Try steaming whole artichokes stuffed with whole grain bread crumbs, parmesan and Italian seasoning, or hollow out a whole, baked artichoke and use the exterior to hold vegetable dip. Artichokes, too, are dense in nutrients, including vitamin C, folate and potassium, and provide a low-calorie, nutritious alternative to fried chips, onion rings and other high-fat appetizers.
Spring is a fantastic time to stock up on cabbage. Although many leafy vegetables are available and in season throughout the year, cabbage tends to peak during spring months, appearing in coleslaw, Chinese chicken salads, fresh vegetable soups and alongside corned beef.
Along with brussels sprouts, broccoli and cauliflower, cabbage derives from the Brassica vegetable family. As a rich source of vitamin K, vitamin C, manganese and fiber, cabbage promotes a strong-functioning immune system, digestive health and bone strength.
Since cabbage tends to maintain its freshness longer than other leafy vegetables, you can stock up without fear of it going bad. Terry Walters, author of "Clean Food: A Seasonal Guide to Eating Close to the Source," recommends soaking chopped cabbage in plum vinegar for two hours and then tossing it in a bowl with chopped red onion, carrots, radishes, fennel and a modest amount of grape seed oil for a tasty, nutritious salad.
Green, fleshy asparagus spears, derived from a flowering spring plant, have been a delicacy for centuries. March, April and May are prime times to enjoy them.

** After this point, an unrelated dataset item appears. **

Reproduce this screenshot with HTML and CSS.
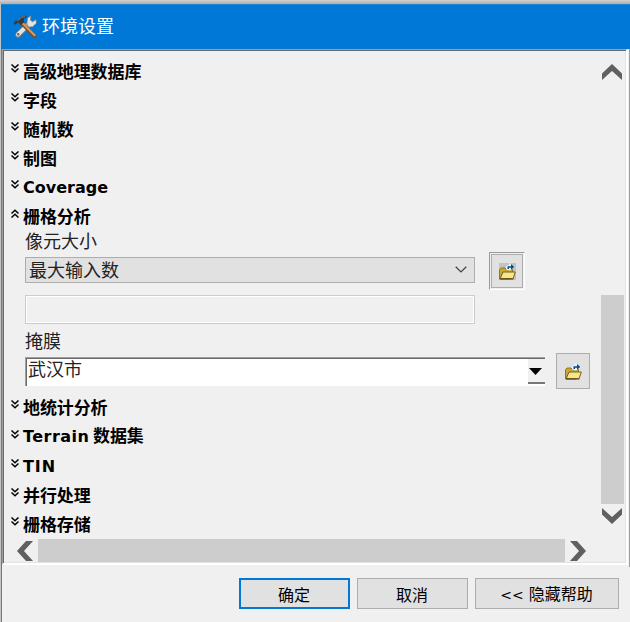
FILE: index.html
```html
<!DOCTYPE html>
<html lang="zh-CN">
<head>
<meta charset="utf-8">
<title>环境设置</title>
<link rel="stylesheet" href="styles.css">
</head>
<body>
<svg class="defs" aria-hidden="true">
  <symbol id="more" viewBox="0 0 8 9"><path d="M.5.5 4 3.8 7.5.5M.5 4.5 4 7.8 7.5 4.5"/></symbol>
  <symbol id="less" viewBox="0 0 8 9"><path d="M.5 4.5 4 1.2 7.5 4.5M.5 8.5 4 5.2 7.5 8.5"/></symbol>
  <symbol id="folder" viewBox="0 0 17 17">
    <path d="M.5 6.5 2 5h4l1 1.5h6.5V9L11 16H.5z" fill="#c9a637" stroke="#967417"/>
    <path d="M4 9h12.3l-2.2 6.6H1.2z" fill="#f7e68b" stroke="#77601f"/>
    <path d="M1 16h13.4" stroke="#59440e"/>
    <path d="M7 6.5V3l3-.8V0l6 4-5 3.5z" fill="#e8f4fc"/>
    <path d="M8.5 6V3.3H12V1l3.3 2.9L12 6.7V4.8h-2V6z" fill="#064a91"/>
  </symbol>
</svg>
<div class="window">
  <header class="titlebar">
    <svg class="tools" viewBox="0 0 24 24">
      <path d="M5 20 15.5 9.5" stroke="#777" stroke-width="6" stroke-linecap="round"/>
      <path d="M5 19.5 16 9" stroke="#e3e3e3" stroke-width="4" stroke-linecap="round"/>
      <path d="M14 8.5 14.5 3 18 .8 17.3 5l2.2 1.8L23 4.6l.4 3.6-3.8 3.6-4.4.3z" fill="#e0e4e7" stroke="#747c82" stroke-width=".7"/>
      <circle cx="5.2" cy="19.2" r="1.2" fill="#666"/>
      <path d="m9 8 12.5 13.2" stroke="#7c4d28" stroke-width="4" stroke-linecap="round"/>
      <path d="m9.6 8 12 12.3" stroke="#d79a60" stroke-width="2.2" stroke-linecap="round"/>
      <path d="M.5 8.5 2.2 5.8 5 5 8 1.5 12.8.8 14 2.2 10.8 3.7 11 7.5 7.7 10 5.2 7.3 2.7 9.7z" fill="#383a3c"/>
      <path d="M4.5 5.8 8.5 2.2 12 1.7" fill="none" stroke="#85898c"/>
    </svg>
    <h1>环境设置</h1>
  </header>
  <main class="panel">
    <div class="content">
      <div class="row"><svg><use href="#more"/></svg><span>高级地理数据库</span></div>
      <div class="row"><svg><use href="#more"/></svg><span>字段</span></div>
      <div class="row"><svg><use href="#more"/></svg><span>随机数</span></div>
      <div class="row"><svg><use href="#more"/></svg><span>制图</span></div>
      <div class="row"><svg><use href="#more"/></svg><span class="latin">Coverage</span></div>
      <div class="row"><svg><use href="#less"/></svg><span>栅格分析</span></div>
      <section class="form">
        <label class="first">像元大小</label>
        <div class="line cell-size">
          <div class="select"><span>最大输入数</span><svg viewBox="0 0 12 7"><path d="m.7.7 5.3 5.2L11.3.7"/></svg></div>
          <div class="focus"><button class="browse"><svg class="selected"><use href="#folder"/></svg></button></div>
        </div>
        <div class="disabled"></div>
        <label class="second">掩膜</label>
        <div class="line mask">
          <div class="combo"><span>武汉市</span><div class="drop"><svg viewBox="0 0 13 7"><path d="M0 0h13L6.5 7z"/></svg></div></div>
          <button class="browse"><svg><use href="#folder"/></svg></button>
        </div>
      </section>
      <div class="row"><svg><use href="#more"/></svg><span>地统计分析</span></div>
      <div class="row terrain"><svg><use href="#more"/></svg><span><b class="latin">Terrain</b> 数据集</span></div>
      <div class="row"><svg><use href="#more"/></svg><span class="latin tin">TIN</span></div>
      <div class="row"><svg><use href="#more"/></svg><span>并行处理</span></div>
      <div class="row"><svg><use href="#more"/></svg><span>栅格存储</span></div>
    </div>
    <div class="vscroll">
      <svg class="up" viewBox="0 0 20 16"><path d="M0 9.5 10 0l10 9.5V16L10 7 0 16z"/></svg>
      <div class="vthumb"></div>
      <svg class="down" viewBox="0 0 20 16"><path d="M0 0l10 9L20 0v6.5L10 16 0 6.5z"/></svg>
    </div>
    <div class="hscroll">
      <svg viewBox="0 0 16 20"><path d="M9 0h7L7 10l9 10H9L0 10z"/></svg>
      <div class="hthumb"></div>
      <svg viewBox="0 0 16 20"><path d="M0 0h7l9 10-9 10H0l9-10z"/></svg>
    </div>
  </main>
  <footer>
    <button class="primary">确定</button>
    <button>取消</button>
    <button class="help"><span class="arrows">&lt;&lt;</span>隐藏帮助</button>
  </footer>
</div>
</body>
</html>
```
FILE: styles.css
```css
* { box-sizing: border-box; }
body {
  width: 630px;
  height: 622px;
  margin: 0;
  overflow: hidden;
  padding: 4px 0 0 1px;
  background: linear-gradient(#d2d2d2, #acacac 4px, #c4c4c4 4px);
  font-family: "DejaVu Sans", "Noto Sans CJK SC", sans-serif;
  color: #000;
}
.defs { position: absolute; width: 0; height: 0; }
svg { display: block; flex: none; }
.window { height: 618px; background: #f0f0f0; border-left: 1px solid #338bce; }
.titlebar {
  height: 45px;
  margin-left: -1px;
  padding-left: 12px;
  display: flex;
  align-items: center;
  background: #0078d7;
  border-top: 1px solid #2684ca;
}
.tools { width: 24px; height: 24px; margin-top: -1px; }
h1 {
  margin: -4px 0 0 5px;
  font: 400 18px/24px "Noto Sans CJK SC", sans-serif;
  color: #fff;
}
.panel {
  width: 626px;
  height: 516px;
  padding: 1px 0 0 1px;
  display: grid;
  grid-template-columns: 597px 23px;
  grid-template-rows: 488px 24px;
  border-top: 1px solid #a0a0a0;
  border-left: 1px solid #a0a0a0;
  border-right: 2px solid #fff;
  border-bottom: 2px solid #fff;
  box-shadow: inset 1px 1px #696969, inset -1px -1px #e3e3e3;
}
.content { padding-top: 5px; }
.row {
  height: 29px;
  padding-left: 7px;
  display: flex;
  align-items: center;
  font: bold 17px/29px "Noto Sans CJK SC", sans-serif;
  letter-spacing: -.1px;
  white-space: pre;
}
.row span { margin-top: -1px; }
.row svg {
  width: 8px;
  height: 9px;
  margin: -4px 4px 0 0;
  fill: none;
  stroke: #000;
  stroke-width: 1.5;
}
.row .latin { font: bold 16px/29px "DejaVu Sans", sans-serif; letter-spacing: 0; }
.row > .latin { padding-top: 3px; }
.row.terrain .latin { letter-spacing: .45px; }
.row .tin { letter-spacing: .9px; }
.terrain { height: 30px; }
.form { height: 162px; padding-left: 21px; color: #222; }
label { display: block; font: 400 18px/24px "Noto Sans CJK SC", sans-serif; }
.first { height: 21px; line-height: 21px; }
.line { display: flex; }
.cell-size { height: 44px; align-items: flex-start; }
.select {
  width: 450px;
  height: 26px;
  margin-top: 6px;
  padding: 0 7px 2px 3px;
  display: flex;
  align-items: center;
  justify-content: space-between;
  border: 1px solid #adadad;
  background: #e1e1e1;
  font: 400 18px/22px "Noto Sans CJK SC", sans-serif;
}
.select span { margin-top: -1px; }
.select svg { width: 12px; height: 7px; fill: none; stroke: #444; stroke-width: 1.3; }
.focus {
  width: 36px;
  height: 38px;
  margin: 1px 0 0 14px;
  padding: 1px 0 0 1px;
  border: 1px solid #fff;
  border-top-color: #999;
  border-left-color: #999;
}
button {
  margin: 0;
  padding: 0;
  border: 1px solid #adadad;
  background: #e1e1e1;
  color: #000;
  font: 400 16px/24px "Noto Sans CJK SC", sans-serif;
}
.browse {
  width: 34px;
  height: 36px;
  display: flex;
  align-items: center;
  justify-content: center;
}
.focus .browse { width: 32px; height: 34px; }
.browse svg { width: 17px; height: 17px; }
.selected { background: #c3c3c3; }
.disabled {
  width: 450px;
  height: 29px;
  border: 1px solid #ccc;
  box-shadow: inset 0 0 0 1px #fff;
}
.second { height: 29px; padding-top: 4px; }
.mask { height: 36px; }
.combo {
  width: 520px;
  height: 29px;
  margin: 4px 11px 0 0;
  padding: 1px 0 0 1px;
  display: flex;
  justify-content: space-between;
  background: #fff;
  border-top: 1px solid #a0a0a0;
  border-left: 1px solid #a0a0a0;
  box-shadow: inset 1px 1px #696969;
  font: 400 18px/19px "Noto Sans CJK SC", sans-serif;
}
.combo span { padding-left: 1px; }
.drop {
  width: 17px;
  height: 25px;
  padding: 2px 2px 0 0;
  display: flex;
  align-items: center;
  justify-content: center;
  background: #f0f0f0;
  border-bottom: 2px solid #777;
}
.drop svg { width: 13px; height: 7px; }
.vscroll {
  display: flex;
  flex-direction: column;
  align-items: flex-start;
  fill: #606060;
}
.up, .down { width: 20px; height: 16px; margin-left: 1px; }
.up { margin-top: 13px; }
.vthumb { width: 23px; height: 209px; margin: 215px 0 4px; background: #cdcdcd; }
.hscroll {
  height: 23px;
  padding-left: 13px;
  display: flex;
  align-items: center;
  fill: #606060;
}
.hscroll svg { width: 16px; height: 20px; }
.hthumb { flex: none; width: 527px; height: 23px; margin: 0 5px; background: #cdcdcd; }
.window { background: linear-gradient(#a0a0a0, #a0a0a0) 627px 45px / 1px 518px no-repeat #f0f0f0; }
footer {
  display: flex;
  gap: 7px;
  padding: 13px 0 0 237px;
}
footer button { flex: none; width: 111px; height: 31px; padding: 0 1px 0 0; }
footer .primary { border: 2px solid #0078d7; }
footer .help { width: 144px; }
.arrows { margin-right: 5px; font: 14px/24px "DejaVu Sans", sans-serif; }
```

"I can make 5 pounds of grilled vegetables last all week long," Almy said. She purchases asparagus -- one of her favorite springtime vegetables -- and other fresh produce in bulk and then spends a few hours each Sunday with her family in the kitchen. They listen to music and chat while she chops and prepares a huge batch of grilled vegetables for use in egg white omelets, salads and "amazing" vegetable soups.
When you purchase asparagus, choose stalks that are brightest in color. At home, rinse asparagus and trim the ends away. Enjoy them fresh, or brush with extra virgin olive oil and set them on the grill. Roasting is an option, or use them as nutrient-packed components of soups, salads, stews and stir-fry.